To start with the improvements: there are less glitches this time. A lot less. In fact, there was one graphical glitch and that was it. It’s weird that the second episode is less buggy than the one that is going to be the first impression of the series as a whole for players.

Also, the visuals seem to be improved too, with the quirks of the art style either not occurring or simply being better hidden by animation and posing. The animation is still nothing amazing, but is certainly good enough to get across the flow of fight scenes.

However, one criticism of the visuals that carries over is the game’s lack of its own style – while the angles and framing do enough to clearly communicate what is happening, that’s about all it does. With so many Batman appearances across multiple media, it’s a shame that it looks decidedly non-cinematic and more like something for television.

Getting back to the positives, the story felt a lot more focused and the episode flew along from one scene to the next, constantly demanding the player keeps up. Again, it’s strange this is happening in the second episode and could’ve been annoying to see if waiting for each episode to come out individually – having them all to play at once negates this.

Catwoman (Laura Bailey) and Batman (Troy Baker) team up in "Children of Arkham"

Again, the only real issue is the way the game and story railroad events into happening regardless of internal logic. As an example, there are yet more deaths in this episode that should have been easily preventable for someone as capable as Batman is depicted as being here.

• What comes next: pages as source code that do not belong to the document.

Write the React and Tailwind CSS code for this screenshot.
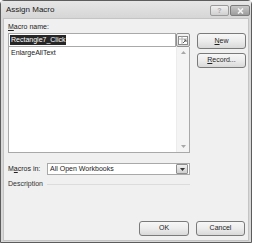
import React from 'react'

const font = { fontFamily: '"Liberation Sans", Arial, sans-serif' }

function Btn({ children, className = '' }) {
  return (
    <div className={`flex items-center justify-center rounded-[3px] border border-[#7a7a7a] bg-gradient-to-b from-[#f7f7f7] via-[#ececec] to-[#d9d9d9] text-[7px] text-[#1e1e1e] ${className}`}>
      {children}
    </div>
  )
}

function CellIcon() {
  // collapse-dialog icon: tiny sheet with an arrow
  return (
    <svg width="10" height="9" viewBox="0 0 10 9">
      <rect x="0.5" y="0.5" width="9" height="8" fill="#fff" stroke="#8a8a8a" />
      <line x1="0.5" y1="3" x2="9.5" y2="3" stroke="#b0b0b0" />
      <line x1="4" y1="0.5" x2="4" y2="8.5" stroke="#b0b0b0" />
      <path d="M5 7 L8 4 M6 4 H8 V6" stroke="#5a5a5a" fill="none" strokeWidth="1" />
    </svg>
  )
}

export default function App() {
  return (
    <div className="w-[254px] h-[243px] bg-white" style={font}>
      <div className="w-[252px] h-[243px] flex flex-col rounded-t-[4px] border border-[#5c5c5c] bg-[#d8d8d8]">
        {/* Title bar */}
        <div className="h-[17px] flex items-center justify-between pl-[5px] pr-[1px] bg-gradient-to-b from-[#e6e6e6] to-[#d6d6d6]">
          <span className="text-[8px] text-[#202020] leading-none">Assign Macro</span>
          <div className="flex gap-[1px] mt-[2px]">
            <div className="w-[19px] h-[11px] rounded-[2px] border border-[#9a9a9a] bg-gradient-to-b from-[#f0f0f0] to-[#d0d0d0] flex items-center justify-center text-[7px] font-bold text-[#a8a8a8] leading-none">?</div>
            <div className="w-[20px] h-[11px] rounded-[2px] border border-[#7c7c7c] bg-gradient-to-b from-[#c8c8c8] to-[#9c9c9c] flex items-center justify-center">
              <svg width="7" height="6" viewBox="0 0 7 6">
                <path d="M1 0.5 L6 5.5 M6 0.5 L1 5.5" stroke="#f4f4f4" strokeWidth="1.6" />
              </svg>
            </div>
          </div>
        </div>

        {/* Client area */}
        <div className="flex-1 mx-[2px] mb-[1px] bg-[#f0f0f0] border border-[#c4c4c4] flex flex-col pl-[4px] pr-[2px] pt-[2px] pb-[4px]">
          <div className="h-[11px] leading-[11px] text-[7px] text-[#222]">
            <span className="underline">M</span>acro name:
          </div>
          <div className="flex mt-[1px] gap-[7px]">
            {/* left column */}
            <div className="w-[182px] flex flex-col">
              <div className="flex h-[14px]">
                <div className="flex-1 border border-[#a9a9a9] bg-white flex items-center pl-[1px]">
                  <span className="bg-[#262626] text-white text-[7px] leading-[10px] px-[1px]">Rectangle7_Click</span>
                </div>
                <div className="w-[14px] border border-[#8f8f8f] rounded-[2px] bg-gradient-to-b from-[#f4f4f4] to-[#d8d8d8] flex items-center justify-center">
                  <CellIcon />
                </div>
              </div>
              <div className="h-[106px] border border-[#a9a9a9] border-t-0 bg-white flex">
                <div className="flex-1 pl-[2px] pt-[1px] text-[7px] leading-[9px] text-[#222]">EnlargeAllText</div>
                <div className="w-[13px] bg-[#f4f4f4] border-l border-[#ececec] flex flex-col justify-between items-center py-[4px]">
                  <svg width="5" height="3" viewBox="0 0 5 3"><path d="M0 3 L2.5 0 L5 3Z" fill="#a8a8a8" /></svg>
                  <svg width="5" height="3" viewBox="0 0 5 3"><path d="M0 0 L2.5 3 L5 0Z" fill="#a8a8a8" /></svg>
                </div>
              </div>

              <div className="flex items-center h-[12px] mt-[10px]">
                <div className="w-[39px] text-[7px] text-[#222]">
                  M<span className="underline">a</span>cros in:
                </div>
                <div className="flex-1 h-[12px] border border-[#a9a9a9] bg-white flex items-center">
                  <span className="flex-1 pl-[2px] text-[7px] text-[#222]">All Open Workbooks</span>
                  <div className="w-[12px] h-[10px] mr-[1px] border border-[#8f8f8f] rounded-[1px] bg-gradient-to-b from-[#efefef] to-[#cfcfcf] flex items-center justify-center">
                    <svg width="5" height="3" viewBox="0 0 5 3"><path d="M0 0 L2.5 3 L5 0Z" fill="#333" /></svg>
                  </div>
                </div>
              </div>

              <div className="flex items-center mt-[4px] h-[10px]">
                <span className="text-[7px] text-[#333]">Description</span>
                <div className="flex-1 ml-[4px] h-px bg-[#dcdcdc]" />
              </div>
            </div>

            {/* right column */}
            <div className="w-[49px] flex flex-col gap-[4px]">
              <Btn className="h-[16px]"><span className="underline">N</span>ew</Btn>
              <Btn className="h-[15px]"><span><span className="underline">R</span>ecord...</span></Btn>
            </div>
          </div>

          <div className="flex-1" />
          <div className="flex justify-end gap-[7px] pr-[1px]">
            <Btn className="w-[50px] h-[15px]">OK</Btn>
            <Btn className="w-[49px] h-[15px]">Cancel</Btn>
          </div>
        </div>
      </div>
    </div>
  )
}
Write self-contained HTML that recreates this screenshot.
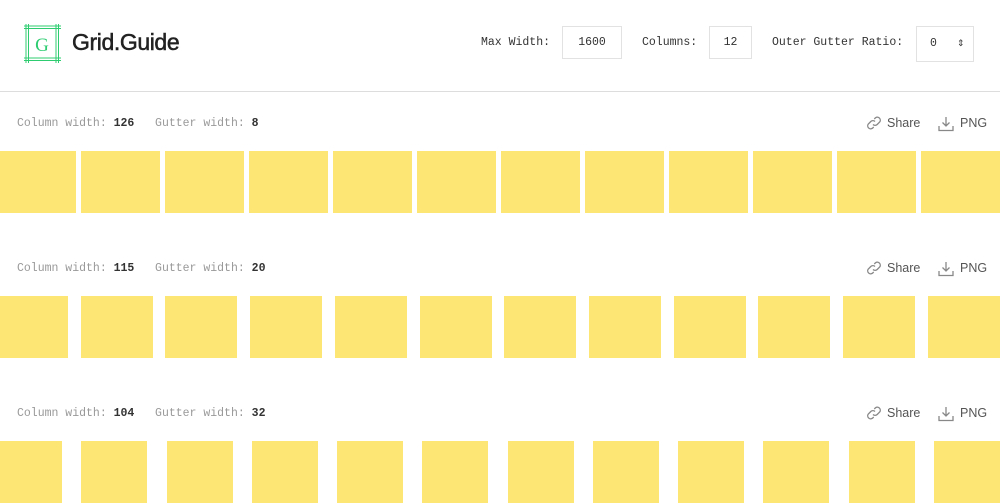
<!DOCTYPE html>
<html><head><meta charset="utf-8"><style>
*{margin:0;padding:0;box-sizing:border-box}
body{width:1000px;height:496px;overflow:hidden;background:#fff;font-family:"Liberation Mono",monospace;position:relative}
.hdr{position:absolute;left:0;top:0;width:1000px;height:92px;border-bottom:1px solid #ddd}
.logo{position:absolute;left:24px;top:24px}
.title{position:absolute;left:72px;top:29px;font-family:"Liberation Sans",sans-serif;font-size:23px;color:#222;letter-spacing:-0.4px;-webkit-text-stroke:0.5px #222}
.lbl{position:absolute;top:36px;font-size:11.5px;color:#333}
.inp{position:absolute;top:26px;height:33px;border:1px solid #e2e2e2;font-size:11.5px;color:#333;text-align:center;line-height:31px}
.info{position:absolute;left:17px;font-size:11.5px;color:#999}
.info b{color:#333;font-weight:bold}
.act{position:absolute;font-family:"Liberation Sans",sans-serif;font-size:12.5px;color:#555}
.row{position:absolute;display:flex;justify-content:space-between;height:62px}
.row div{background:#fde674;height:62px}
</style></head><body>
<div class="hdr">
<svg class="logo" width="37" height="39" viewBox="0 0 37 39" fill="none" stroke="#2ecc71" stroke-width="1">
<line x1="2" y1="0" x2="2" y2="39"/><line x1="4.5" y1="0" x2="4.5" y2="39"/>
<line x1="32" y1="0" x2="32" y2="39"/><line x1="34.5" y1="0" x2="34.5" y2="39"/>
<line x1="0" y1="2" x2="37" y2="2"/><line x1="0" y1="4.5" x2="37" y2="4.5"/>
<line x1="0" y1="34" x2="37" y2="34"/><line x1="0" y1="36.5" x2="37" y2="36.5"/>
<text x="18" y="27" font-family="Liberation Serif" font-size="19" fill="#2ecc71" stroke="none" text-anchor="middle">G</text>
</svg>
<div class="title">Grid.Guide</div>
<div class="lbl" style="left:481px">Max Width:</div>
<div class="inp" style="left:562px;width:60px">1600</div>
<div class="lbl" style="left:642px">Columns:</div>
<div class="inp" style="left:709px;width:43px">12</div>
<div class="lbl" style="left:772px">Outer Gutter Ratio:</div>
<div class="inp" style="left:916px;width:58px;height:36px;line-height:34px;text-align:left;padding-left:13px">0<span style="position:absolute;left:40px;font-size:9px">&#8661;</span></div>
</div>

<div class="info" style="top:117px">Column width: <b>126</b>&nbsp;&nbsp; Gutter width: <b>8</b></div>
<div class="info" style="top:262px">Column width: <b>115</b>&nbsp;&nbsp; Gutter width: <b>20</b></div>
<div class="info" style="top:407px">Column width: <b>104</b>&nbsp;&nbsp; Gutter width: <b>32</b></div>

<svg style="position:absolute;left:866px;top:115px" width="16" height="16" viewBox="0 0 16 16" fill="none" stroke="#888" stroke-width="1.3"><path d="M7 9.5a3 3 0 0 0 4.2 0l2.5-2.5a3 3 0 0 0-4.2-4.2L8.3 4M9 6.5a3 3 0 0 0-4.2 0L2.3 9a3 3 0 0 0 4.2 4.2L7.7 12"/></svg>
<div class="act" style="left:887px;top:116px">Share</div>
<svg style="position:absolute;left:938px;top:116px" width="16" height="16" viewBox="0 0 16 16" fill="none" stroke="#888" stroke-width="1.3"><path d="M8 1v9M4.5 6.5L8 10l3.5-3.5M1 10v4.5h14V10"/></svg>
<div class="act" style="left:960px;top:116px">PNG</div>

<svg style="position:absolute;left:866px;top:260px" width="16" height="16" viewBox="0 0 16 16" fill="none" stroke="#888" stroke-width="1.3"><path d="M7 9.5a3 3 0 0 0 4.2 0l2.5-2.5a3 3 0 0 0-4.2-4.2L8.3 4M9 6.5a3 3 0 0 0-4.2 0L2.3 9a3 3 0 0 0 4.2 4.2L7.7 12"/></svg>
<div class="act" style="left:887px;top:261px">Share</div>
<svg style="position:absolute;left:938px;top:261px" width="16" height="16" viewBox="0 0 16 16" fill="none" stroke="#888" stroke-width="1.3"><path d="M8 1v9M4.5 6.5L8 10l3.5-3.5M1 10v4.5h14V10"/></svg>
<div class="act" style="left:960px;top:261px">PNG</div>

<svg style="position:absolute;left:866px;top:405px" width="16" height="16" viewBox="0 0 16 16" fill="none" stroke="#888" stroke-width="1.3"><path d="M7 9.5a3 3 0 0 0 4.2 0l2.5-2.5a3 3 0 0 0-4.2-4.2L8.3 4M9 6.5a3 3 0 0 0-4.2 0L2.3 9a3 3 0 0 0 4.2 4.2L7.7 12"/></svg>
<div class="act" style="left:887px;top:406px">Share</div>
<svg style="position:absolute;left:938px;top:406px" width="16" height="16" viewBox="0 0 16 16" fill="none" stroke="#888" stroke-width="1.3"><path d="M8 1v9M4.5 6.5L8 10l3.5-3.5M1 10v4.5h14V10"/></svg>
<div class="act" style="left:960px;top:406px">PNG</div>

<div class="row" style="left:-3px;width:1003px;top:151px">
<div style="width:79px"></div><div style="width:79px"></div><div style="width:79px"></div><div style="width:79px"></div><div style="width:79px"></div><div style="width:79px"></div><div style="width:79px"></div><div style="width:79px"></div><div style="width:79px"></div><div style="width:79px"></div><div style="width:79px"></div><div style="width:79px"></div>
</div>
<div class="row" style="left:-4px;width:1004px;top:296px">
<div style="width:72px"></div><div style="width:72px"></div><div style="width:72px"></div><div style="width:72px"></div><div style="width:72px"></div><div style="width:72px"></div><div style="width:72px"></div><div style="width:72px"></div><div style="width:72px"></div><div style="width:72px"></div><div style="width:72px"></div><div style="width:72px"></div>
</div>
<div class="row" style="left:-4px;width:1004px;top:441px">
<div style="width:66px"></div><div style="width:66px"></div><div style="width:66px"></div><div style="width:66px"></div><div style="width:66px"></div><div style="width:66px"></div><div style="width:66px"></div><div style="width:66px"></div><div style="width:66px"></div><div style="width:66px"></div><div style="width:66px"></div><div style="width:66px"></div>
</div>
</body></html>
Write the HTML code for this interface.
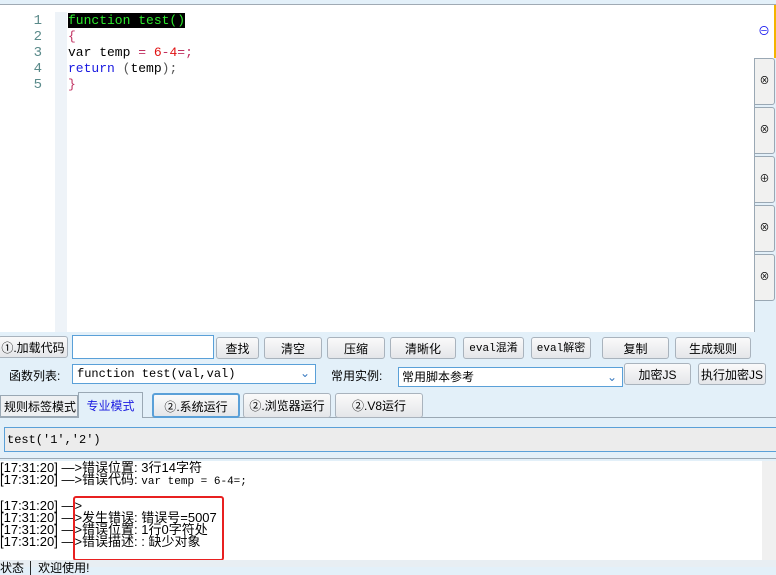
<!DOCTYPE html><html><head><style>
body{margin:0;width:776px;height:567px;background:#e3f0f9;position:relative;overflow:hidden;font-family:"Liberation Sans","Noto Sans CJK SC",sans-serif;font-size:12px;color:#000}
.a{position:absolute}
.btn{position:absolute;height:22px;border:1px solid #a9b3bd;border-radius:3px;background:linear-gradient(#fafafa,#e4e6e9);text-align:center;line-height:22px;font-size:12px;box-sizing:border-box}
.code{font-family:"Liberation Mono","Noto Sans CJK SC",monospace;font-size:13px;line-height:16px}
.tab{position:absolute;left:754px;width:21px;height:47px;border:1px solid #9aa8b4;background:#f1f1f0;box-sizing:border-box;border-radius:0 3px 3px 0;text-align:center;line-height:45px;font-size:10px}
.log{font-family:"Liberation Sans","Noto Sans CJK SC",sans-serif;font-size:13px;line-height:12px;white-space:pre}
</style></head><body>
<div class="a" style="left:0;top:4px;width:776px;height:1px;background:#a0aab4"></div>
<div class="a" style="left:0;top:5px;width:754px;height:327px;background:#fff;border-right:1px solid #9aa8b4"></div>
<div class="a" style="left:55px;top:12px;width:12px;height:320px;background:#eef3f8"></div>
<div class="a code" style="left:22px;top:13px;width:20px;text-align:right;color:#5a8a8a;font-size:14px">1<br>2<br>3<br>4<br>5</div>
<div class="a code" style="left:68px;top:13px;white-space:pre"><span style="background:#000;color:#2de82d">function test()</span>
<span style="color:#c03060">{</span>
var temp <span style="color:#c03060">=</span> <span style="color:#e01010">6</span><span style="color:#c03060">-</span><span style="color:#e01010">4</span><span style="color:#c03060">=;</span>
<span style="color:#1a1ae0">return</span> <span style="color:#555">(</span>temp<span style="color:#555">);</span>
<span style="color:#c03060">}</span></div>
<div class="a" style="left:754px;top:5px;width:20px;height:53px;background:#fff;border-right:2px solid #f4b400;color:#1a1af0;text-align:center;line-height:53px;font-size:12px">⊖</div>
<div class="tab" style="top:58px">⊗</div><div class="tab" style="top:107px">⊗</div><div class="tab" style="top:156px">⊕</div><div class="tab" style="top:205px">⊗</div><div class="tab" style="top:254px">⊗</div>

<div class="btn" style="left:-2px;top:336px;width:70px">①.加载代码</div>
<div class="a" style="left:72px;top:335px;width:140px;height:22px;border:1px solid #5aa0d8;background:#fff"></div>
<div class="btn" style="left:216px;top:337px;width:43px">查找</div>
<div class="btn" style="left:264px;top:337px;width:58px">清空</div>
<div class="btn" style="left:327px;top:337px;width:58px">压缩</div>
<div class="btn" style="left:390px;top:337px;width:66px">清晰化</div>
<div class="btn" style="left:463px;top:337px;width:61px;font-family:'Liberation Mono','Noto Sans CJK SC',monospace;font-size:11px">eval混淆</div>
<div class="btn" style="left:531px;top:337px;width:60px;font-family:'Liberation Mono','Noto Sans CJK SC',monospace;font-size:11px">eval解密</div>
<div class="btn" style="left:602px;top:337px;width:67px">复制</div>
<div class="btn" style="left:675px;top:337px;width:76px">生成规则</div>

<div class="a" style="left:9px;top:367px;font-size:12px">函数列表:</div>
<div class="a code" style="left:72px;top:364px;width:244px;height:20px;border:1px solid #5aa0d8;background:#fff;box-sizing:border-box;font-size:12px;line-height:18px;padding-left:4px">function test(val,val)<span style="position:absolute;right:5px;color:#3a7ac0">⌄</span></div>
<div class="a" style="left:331px;top:367px">常用实例:</div>
<div class="a" style="left:398px;top:367px;width:225px;height:20px;border:1px solid #5aa0d8;background:#fff;box-sizing:border-box;line-height:18px;padding-left:3px">常用脚本参考<span style="position:absolute;right:5px;color:#3a7ac0">⌄</span></div>
<div class="btn" style="left:624px;top:363px;width:67px">加密JS</div>
<div class="btn" style="left:698px;top:363px;width:68px">执行加密JS</div>

<div class="a" style="left:0;top:417px;width:776px;height:1px;background:#9aa8b4"></div>
<div class="a" style="left:0;top:395px;width:78px;height:22px;border:1px solid #9aa8b4;background:#eef0f2;box-sizing:border-box;line-height:22px;padding-left:3px">规则标签模式</div>
<div class="a" style="left:78px;top:392px;width:65px;height:26px;border:1px solid #9aa8b4;border-bottom:none;background:#e3f0f9;box-sizing:border-box;line-height:26px;text-align:center;color:#1a1ae0">专业模式</div>
<div class="btn" style="left:152px;top:393px;width:88px;height:25px;line-height:24px;border:2px solid #5aa0d8">②.系统运行</div>
<div class="btn" style="left:243px;top:393px;width:88px;height:25px;line-height:24px">②.浏览器运行</div>
<div class="btn" style="left:335px;top:393px;width:88px;height:25px;line-height:24px">②.V8运行</div>

<div class="a" style="left:4px;top:427px;width:772px;height:25px;background:#ececec;border-top:1px solid #5aa0d8;border-bottom:1px solid #5aa0d8;border-left:1px solid #5aa0d8;box-sizing:border-box;line-height:23px;padding-left:2px" ><span class="code" style="font-size:12px">test('1','2')</span></div>
<div class="a" style="left:0;top:458px;width:776px;height:1px;background:#9aa8b4"></div>

<div class="a" style="left:0;top:461px;width:762px;height:99px;background:#fff"></div>
<div class="a" style="left:762px;top:461px;width:14px;height:99px;background:#f0f0f0"></div>
<div class="a log" style="left:0;top:462px">[17:31:20] —>错误位置: 3行14字符
[17:31:20] —>错误代码: <span style="font-family:'Liberation Mono',monospace;font-size:11px">var temp = 6-4=;</span>

[17:31:20] —>
[17:31:20] —>发生错误: 错误号=5007
[17:31:20] —>错误位置: 1行0字符处
[17:31:20] —>错误描述: : 缺少对象</div>
<div class="a" style="left:73px;top:496px;width:147px;height:61px;border:2px solid #e82020;border-radius:3px"></div>
<div class="a" style="left:0;top:560px;width:776px;height:7px;background:#e8eef3"></div>
<div class="a" style="left:0;top:561px;font-size:12px;line-height:14px">状态 │ 欢迎使用!</div>
</body></html>
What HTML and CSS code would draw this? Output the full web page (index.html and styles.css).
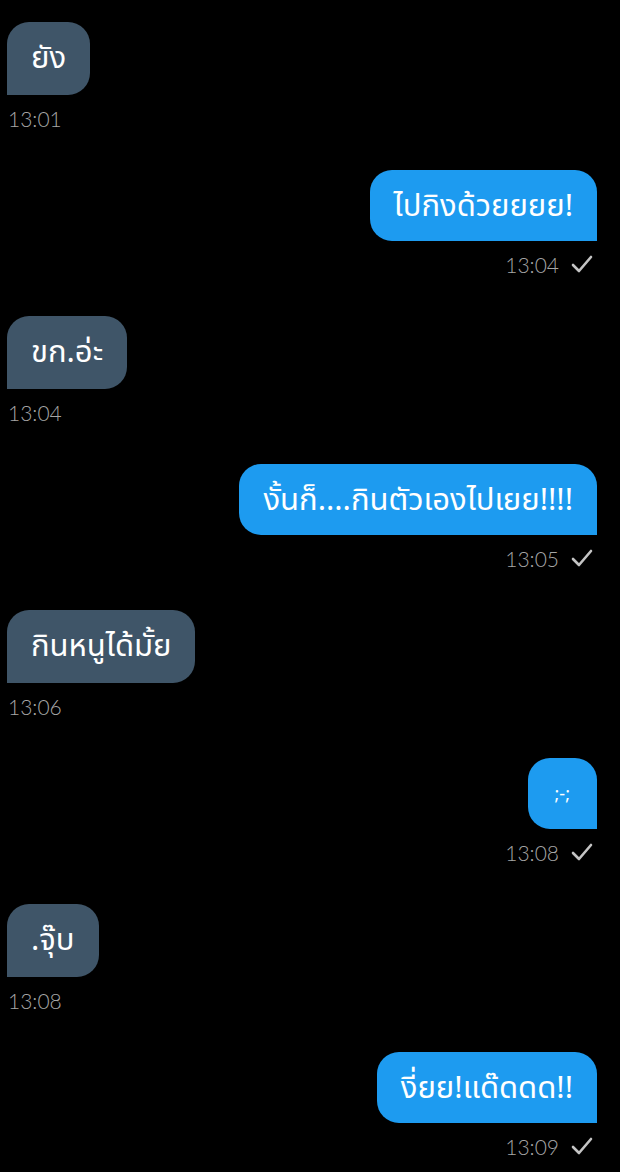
FILE: index.html
```html
<!DOCTYPE html>
<html lang="th">
<head>
  <meta charset="UTF-8" />
  <title>แชท</title>
  <link rel="stylesheet" href="styles.css">
</head>
<body>

<div class="chat">

  <div class="msg in">
    <div class="bubble">ยัง</div>
    <div class="meta"><span class="time">13:01</span></div>
  </div>

  <div class="msg out">
    <div class="bubble">ไปกิงด้วยยยย!</div>
    <div class="meta"><span class="time">13:04</span>
      <svg class="tick" viewBox="0 0 22 18"><polyline points="2,10 8,16 20,2" /></svg>
    </div>
  </div>

  <div class="msg in">
    <div class="bubble">ขก.อ่ะ</div>
    <div class="meta"><span class="time">13:04</span></div>
  </div>

  <div class="msg out">
    <div class="bubble">งั้นก็....กินตัวเองไปเยย!!!!</div>
    <div class="meta"><span class="time">13:05</span>
      <svg class="tick" viewBox="0 0 22 18"><polyline points="2,10 8,16 20,2" /></svg>
    </div>
  </div>

  <div class="msg in">
    <div class="bubble">กินหนูได้มั้ย</div>
    <div class="meta"><span class="time">13:06</span></div>
  </div>

  <div class="msg out">
    <div class="bubble small">;-;</div>
    <div class="meta"><span class="time">13:08</span>
      <svg class="tick" viewBox="0 0 22 18"><polyline points="2,10 8,16 20,2" /></svg>
    </div>
  </div>

  <div class="msg in">
    <div class="bubble">.จุ๊บ</div>
    <div class="meta"><span class="time">13:08</span></div>
  </div>

  <div class="msg out">
    <div class="bubble">งี่ยย!แด๊ดดด!!</div>
    <div class="meta"><span class="time">13:09</span>
      <svg class="tick" viewBox="0 0 22 18"><polyline points="2,10 8,16 20,2" /></svg>
    </div>
  </div>

</div>

</body>
</html>
```

FILE: styles.css
```css
body {
  margin: 0;
  background: #000;
  font-family: "Noto Sans Thai", "Noto Sans", "DejaVu Sans", sans-serif;
}
.chat {
  padding: 22px 23px 0 7px;
  display: flex;
  flex-direction: column;
}
.msg {
  display: flex;
  flex-direction: column;
  margin-bottom: 37px;
}
.msg.in {
  align-items: flex-start;
}
.msg.out {
  align-items: flex-end;
}
.bubble {
  color: #fff;
  font-size: 31px;
  line-height: 37px;
  padding: 18px 24px;
  border-radius: 22px;
  white-space: nowrap;
}
.in .bubble {
  background: #3f5568;
  border-bottom-left-radius: 0;
}
.out .bubble {
  background: #1d9bf0;
  border-bottom-right-radius: 0;
  padding-bottom: 16px;
}
.bubble.small {
  font-size: 18px;
  padding-left: 27px;
  padding-right: 27px;
}
.meta {
  margin-top: 8px;
  height: 30px;
  display: flex;
  align-items: center;
  gap: 12px;
}
.in .meta {
  padding-left: 1px;
}
.out .meta {
  padding-right: 4px;
}
.time {
  font-family: "Lato", "Liberation Sans", sans-serif;
  font-weight: 300;
  font-size: 21px;
  color: #a6a6a6;
}
.tick {
  width: 22px;
  height: 18px;
  fill: none;
  stroke: #c4c4c4;
  stroke-width: 2.6;
  stroke-linecap: round;
  stroke-linejoin: round;
}
```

This is growing to be quite an issue with the writing in Telltale games over the past couple of years and I sorely hope that this trend dies out sooner rather than later. If there are certain things that need to happen to propel the plot, don’t have a character who would otherwise be able to affect these events suddenly turn into a simpleton who allows them to happen.

Once again though, the positives are still coming: the voice work remains stellar and the cast all feel like they are at least better written this time. In “Realm of Shadows”, it could feel at times like the voice actors were doing their best with bad work, but this time around everything comes together so nothing stood out as sub-par this time.

Story-wise, things continue to ramp up for Bruce Wayne, who remains the centre of this particular tale rather than his masked alter-ego. I did appreciate being given the option to choose between playing one section as Bruce or Bats though; this is something I hope is repeated later on.

However, choosing to play through as Batman leads to the invisible ‘violence-ometer’ to go screwy as it did with the sniper interrogation at the crime scene from the first episode: for some reason, a conversation with Lieutenant Gordon involves him telling Bats to cut down on the excessive violence despite having done nothing worth that particular rebuke.

It’s clear that there is some kind of broken mechanic in the background that is apparently swinging a little too harshly in either direction dependent on your actions, but if it continues to only result in a little bit of dialogue then that’s something I can live with.

“Children of Arkham” remains a promising continuation of the story and I am eagerly looking forward to the next chapter. A great example of how a second episode can take the set-up from the first and build momentum going forward.